2 of 125 comments (clear)

  1. Re:In light of recent news coverage... by jeffb+(2.718) · · Score: 3, Interesting

    Perhaps you missed last week's reports of exploding washing machines. Entirely unrelated to the phone-battery problem, of course, but the last thing a large consumer-goods manufacturer needs is another reason for people to post dumb jokes about them on social media...

  2. Limitations of VR by sjbe · · Score: 4, Interesting

    Disclosure: My day job some years ago used to be working with VR technologies. 3D environments, headsets, caves, 3D glasses, the works... I'm more familiar than most with the benefits and limitations of VR tech from first hand experience. While the technology has progressed since I worked with it daily, the basic structural limitations of it haven't changed at all.

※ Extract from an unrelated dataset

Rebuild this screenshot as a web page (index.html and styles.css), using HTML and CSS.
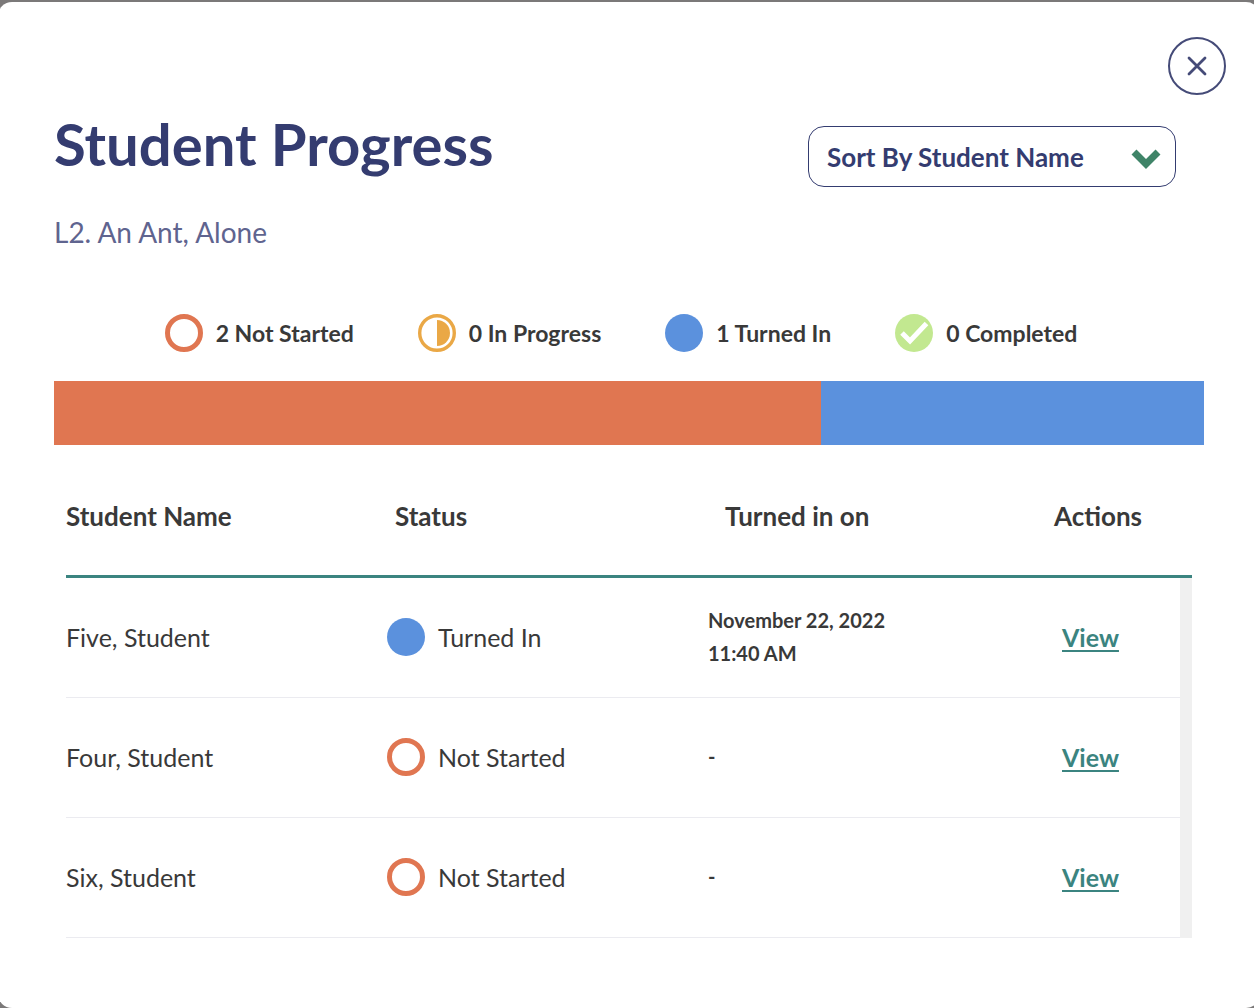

    The problem with VR is that it lacks a killer app or even much in the way of practical use cases. The practical applications of it are rather narrow in scope and scale. Vehicle simulators, some marketing, some entertainment, a limited subset of games, and a few other things. There just isn't that much you can really do with it. Plus it has some physical usability restrictions that further limit its utility given the reasonably foreseeable state of the art for the next 10-20 years. The biggest market for it will probably be certain types of games. Simulators tend towards the expensive end of the spectrum and there will definitely be some utility there. Useful stuff but nothing that is going to be life altering for most of us. Lots of people have visions of a holodeck but VR is something quite different than that.

    A much, much, much larger market will be the market for Augmented Reality technology. The applications of AR are too numerous to mention and crude versions of it are already in widespread use. AR is going to be enormous though there is some overlap in the technology between AR and VR so developing for VR isn't necessarily a waste of time as long as one's market expectations for it are rational.